Donna Tartt is another author who excels not only in the field of writing in general, but specifically in the naming of characters. The Goldfinch is one of my favorite books of all time. It’s a vast, ambitious tome that moves between New York and Los Vegas, loss and friendship, crime and love. It contains characters called things like Hobie, Xandra, and Kitsy (I don’t need to tell you what they’re like; you already know because those names are so well-selected). Lucius Reeve is, as you might expect, a slimy antiques dealer. He is a fairly minor character in the great scheme of the novel, but he is so aptly named. Granted, there are not that many friendly Luciuses in fiction *glares accusingly at Lucius Malfoy* but that is because it just such an appropriately bad name. It sounds almost like luscious (a slightly creepy word anyway) but can also be made into a spiteful hiss of an utterance. Apologies to any Luciuses reading. It’s not my fault you’re evil.
A character in T. S. Eliot’s Old Possum’s Book of Practical Cats, and later in the Broadway musical Cats! Here are some things to know about the wonderfully named Bustopher Jones:
Bustopher Jones is not skin and bones – / In fact, he’s remarkably fat…No commonplace mousers have such well-cut trousers / And we’re all of us proud to be nodded or bowed to / By Bustopher Jones in white spats!

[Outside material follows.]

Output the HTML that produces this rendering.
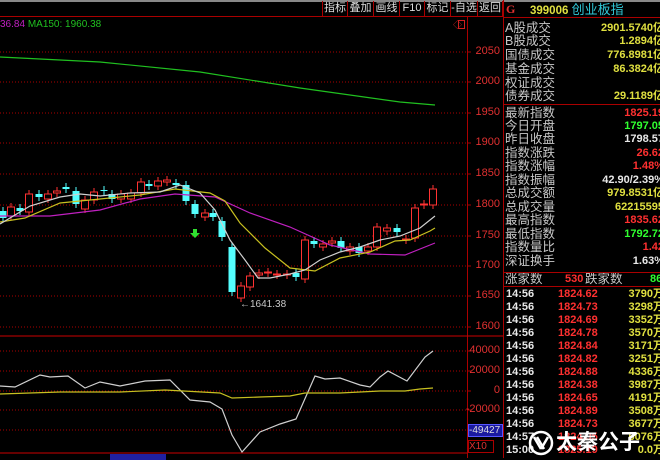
<!DOCTYPE html>
<html><head><meta charset="utf-8"><style>
*{margin:0;padding:0;box-sizing:border-box}
body{width:660px;height:458px;background:#000;overflow:hidden;position:relative;font-family:"Liberation Sans","Noto Sans CJK SC",sans-serif;font-size:12px}
.abs{position:absolute;white-space:nowrap;line-height:13px}
.btn{position:absolute;top:1px;height:16px;border-right:1px solid #a00;color:#ddd;font-size:11px;line-height:15px;text-align:center}
.lab{position:absolute;left:505px;color:#c8c8c8;font-size:12.5px;line-height:13px;white-space:nowrap}
.val{position:absolute;right:-4px;font-size:11px;line-height:13px;font-weight:bold;text-align:right;white-space:nowrap}
.ax{position:absolute;right:160px;color:#e03030;font-size:11px;line-height:11px}
.y{color:#e0e040}.r{color:#ff3030}.g{color:#30ff30}.w{color:#e8e8e8}
</style></head><body>
<div class="abs" style="left:0;top:0;width:660px;height:2px;background:#888"></div>
<div class="abs" style="left:0;top:16px;width:503px;height:1px;background:#a00"></div>
<div class="btn" style="left:322px;width:26px;border-left:1px solid #a00">指标</div>
<div class="btn" style="left:348px;width:26px">叠加</div>
<div class="btn" style="left:374px;width:26px">画线</div>
<div class="btn" style="left:400px;width:25px">F10</div>
<div class="btn" style="left:425px;width:26px">标记</div>
<div class="btn" style="left:451px;width:27px">-自选</div>
<div class="btn" style="left:478px;width:25px">返回</div>
<div class="abs" style="left:503px;top:0;width:1px;height:458px;background:#a00"></div>
<div class="abs" style="left:467px;top:17px;width:1px;height:441px;background:#a00"></div>
<div class="abs" style="left:506px;top:3px;color:#e03030;font-size:12px;font-family:'Liberation Serif',serif;font-weight:bold">G</div>
<div class="abs" style="left:530px;top:3px;color:#e0e040;font-size:11.5px;font-weight:bold">399006 <span style="color:#30c8d8;font-weight:normal;font-size:13px">创业板指</span></div>
<div class="abs" style="left:503px;top:17px;width:157px;height:1px;background:#a00"></div>
<div class="abs" style="left:0;top:18px;color:#c020c0;font-size:10px">36.84 <span style="color:#20c020">MA150: 1960.38</span></div>
<div class="abs" style="left:453px;top:19px;color:#d02020;font-size:9px">◇</div>
<div class="abs" style="left:458px;top:20px;width:7px;height:9px;border:1px solid #d02020"></div>

<svg class="abs" style="left:0;top:0" width="503" height="458" id="ch"></svg>

<div id="axes"></div>
<div id="rp"></div>

<div class="abs" style="left:468px;top:424px;width:35px;height:13px;background:#1a1aa0;border:1px solid #55f;color:#ddd;font-size:10px;line-height:11px">-49427</div>
<div class="abs" style="left:468px;top:440px;width:26px;height:13px;border:1px solid #a00;color:#e03030;font-size:10px;line-height:11px">X10</div>
<div class="abs" style="left:110px;top:454px;width:56px;height:6px;background:#2020a0"></div>
<div class="abs" style="left:503px;top:272px;width:157px;height:1px;background:#a00"></div>
<div class="abs" style="left:503px;top:286px;width:157px;height:1px;background:#a00"></div>
<div class="abs" style="left:503px;top:104px;width:157px;height:1px;background:#a00"></div>
<svg class="abs" style="left:528px;top:430px" width="26" height="26" viewBox="0 0 26 26"><circle cx="13" cy="13" r="11" fill="none" stroke="#fff" stroke-width="2.5"/><path d="M6 7 L13 19 M13 19 L20 7 M9 7 L16 19" stroke="#fff" stroke-width="2.5" fill="none"/></svg>
<div class="abs" style="left:556px;top:431px;line-height:24px;color:#fff;font-size:21px;font-weight:bold">太秦公子</div>
<script>
var s='';
function L(x1,y1,x2,y2,c,d){s+='<line x1="'+x1+'" y1="'+y1+'" x2="'+x2+'" y2="'+y2+'" stroke="'+c+'" stroke-width="1"'+(d?' stroke-dasharray="1,2"':'')+'/>';}
function P(pts,c){s+='<polyline fill="none" stroke="'+c+'" stroke-width="1.2" points="'+pts.map(p=>p.join(',')).join(' ')+'"/>';}
var gy=[52,82,113,143,174,205,236,266,296,327];
gy.forEach(y=>{L(0,y,467,y,'#a00',1);L(467,y,471,y,'#a00');});
L(0,336,503,336,'#c00');
[351,371,391,410,430].forEach(y=>{L(0,y,467,y,'#a00',1);L(467,y,471,y,'#a00');});
L(0,453,467,453,'#c00');
var c=[[3,211,218,0],[11,207,216,1],[20,208,211,0],[29,194,212,1],[39,194,197,0],[48,194,199,1],[57,191,193,1],[66,187,189,0],[76,191,204,0],[85,200,209,1],[94,192,200,1],[104,190,191,0],[112,194,199,0],[121,194,199,1],[131,193,199,1],[141,182,193,1],[149,184,186,0],[158,181,186,1],[167,180,182,1],[176,183,185,0],[186,185,201,0],[195,204,214,0],[205,213,217,1],[213,213,217,0],[222,221,237,0],[232,247,292,0],[241,286,298,1],[250,276,287,1],[259,273,275,1],[268,272,273,1],[277,274,275,1],[287,274,275,1],[296,273,277,0],[305,240,279,1],[314,241,244,0],[323,244,247,1],[332,241,243,1],[341,241,248,0],[350,247,251,1],[359,247,253,0],[368,247,251,1],[377,227,247,1],[387,228,231,1],[397,228,232,0],[406,239,240,1],[415,208,238,1],[424,204,205,1],[433,189,205,1]];
c.forEach(k=>{var x=k[0],t=k[1],b=k[2],col=k[3]?'#ff3232':'#54ffff';L(x,t-4,x,b+4,col);
if(k[3])s+='<rect x="'+(x-3.5)+'" y="'+t+'" width="7" height="'+Math.max(b-t,1)+'" fill="#000" stroke="'+col+'"/>';
else s+='<rect x="'+(x-3.5)+'" y="'+t+'" width="7" height="'+Math.max(b-t,1)+'" fill="'+col+'"/>';});
P([[0,57],[100,62],[200,72],[300,88],[400,102],[435,105]],'#20c020');
P([[0,216],[50,216],[100,210],[140,199],[175,194],[215,197],[250,213],[290,227],[330,245],[370,254],[405,255],[435,243]],'#c020c0');
P([[0,222],[25,218],[60,203],[100,199],[140,195],[175,189],[210,193],[225,201],[240,223],[265,248],[290,268],[315,271],[340,258],[370,252],[395,241],[410,240],[430,231],[435,228]],'#c8c020');
P([[0,224],[30,206],[60,197],[80,194],[100,196],[130,193],[160,192],[180,185],[200,193],[215,210],[230,240],[245,260],[258,278],[270,278],[290,274],[305,270],[320,260],[340,252],[360,247],[380,240],[400,236],[420,228],[435,216]],'#d0d0d0');
P([[0,386],[15,387],[40,375],[50,377],[68,376],[85,388],[100,382],[120,386],[145,381],[170,380],[190,400],[210,402],[222,409],[232,435],[242,452],[260,432],[280,424],[296,419],[315,376],[325,379],[340,378],[360,385],[370,387],[380,377],[388,371],[407,381],[425,357],[433,351]],'#d0d0d0');
P([[0,394],[60,392],[120,392],[165,390],[220,393],[232,398],[260,397],[290,396],[305,393],[340,393],[380,391],[405,391],[420,389],[433,388]],'#c8c020');
s+='<path d="M193 229 h4 v4 h3 l-5 5 l-5 -5 h3z" fill="#30e030"/>';
s+='<text x="240" y="307" fill="#c8c8c8" font-size="10" font-family="Liberation Sans">←1641.38</text>';
document.getElementById('ch').innerHTML=s;
var a='';
var lbl=[[2050,52],[2000,82],[1950,113],[1900,143],[1850,174],[1800,205],[1750,236],[1700,266],[1650,296],[1600,327],['40000',351],['20000',371],['0',391],['-20000',410]];
lbl.forEach(l=>a+='<div class="ax" style="top:'+(l[1]-6)+'px">'+l[0]+'</div>');
document.getElementById('axes').innerHTML=a;
var r='';
var rows=[['A股成交','2901.5740亿','y'],['B股成交','1.2894亿','y'],['国债成交','776.8981亿','y'],['基金成交','86.3824亿','y'],['权证成交','',''],['债券成交','29.1189亿','y'],['最新指数','1825.19','r'],['今日开盘','1797.05','g'],['昨日收盘','1798.57','w'],['指数涨跌','26.62','r'],['指数涨幅','1.48%','r'],['指数振幅','42.90/2.39%','w'],['总成交额','979.8531亿','y'],['总成交量','62215595','y'],['最高指数','1835.62','r'],['最低指数','1792.72','g'],['指数量比','1.42','r'],['深证换手','1.63%','w']];
var ys=[22,35,49,63,77,90,107,120,133,147,160,174,187,201,214,228,241,255];
rows.forEach((w,i)=>{r+='<div class="lab" style="top:'+ys[i]+'px">'+w[0]+'</div><div class="val '+w[2]+'" style="top:'+ys[i]+'px">'+w[1]+'</div>';});
r+='<div class="lab" style="top:273px">涨家数</div><div class="abs r" style="left:565px;top:273px;font-size:11px;font-weight:bold">530</div><div class="abs" style="left:585px;top:273px;color:#c8c8c8;font-size:12.5px">跌家数</div><div class="abs g" style="left:650px;top:273px;font-size:11px;font-weight:bold">86</div>';
var t=[['14:56','1824.62','3790'],['14:56','1824.73','3298'],['14:56','1824.69','3352'],['14:56','1824.78','3570'],['14:56','1824.84','3171'],['14:56','1824.82','3251'],['14:56','1824.88','4336'],['14:56','1824.38','3987'],['14:56','1824.65','4191'],['14:56','1824.89','3508'],['14:56','1824.73','3677'],['14:57','1824.95','6076'],['15:00','1825.19','0.0']];
t.forEach((w,i)=>{var y=288+i*13;r+='<div class="abs w" style="left:506px;top:'+y+'px;font-size:11px;font-weight:bold">'+w[0]+'</div><div class="abs r" style="left:558px;top:'+y+'px;font-size:11px;font-weight:bold">'+w[1]+'</div><div class="abs y" style="right:-4px;top:'+y+'px;font-size:11px;font-weight:bold">'+w[2]+'万</div>';});
document.getElementById('rp').innerHTML=r;
</script>
</body></html>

Bustopher is one of many marvelously titled felines in Eliot’s poetry collection, along with Mungojerrie, Rumpleteazer, and Skimbleshanks among others. I like Bustopher Jones because it’s a terribly pleasing, round-sounding name that evokes the smug swagger of a life-loving cat. I also like him because I like the mention of trousers in his poem. When I was small, my godmother had two cats, Trousers and Puddings. When left alone in the house, Trousers would turn on the taps, the radio and the heating and have himself a good party. Puddings did not participate. As an adult, I learned her name was not actually Puddings, but Shitless. Because she was scared shitless of everything. I had been lied to.
Coriander, or as it is referred to in the US, cillantro, is a controversial herb. People get tattoos about how much they love or hate it. I am reasonably indifferent to coriander as a seasoning, but I love it as a name and I adore Sally Gardner’s novel. Coriander is not exactly a divisive character, but hers is an un-Christian name and there is an attempt made to get her to change it to Ann. Coriander is nine for much of the plot. Nine and a bit lost and also caught in the midst of fairy activity and the political intrigue of Puritan London. It’s a pretty cool mixture and a pretty cool book with a pretty cool name.
I don’t think I had highlighted, noted and researched any of these names in my studying of the precious names book. In fact, most of these names weren’t even featured (there is a severe lack of baby Bustophers scampering about) so that’s why I take such great delight in these ones- the absurd, the evocative, the unusual. NAAAAAMES.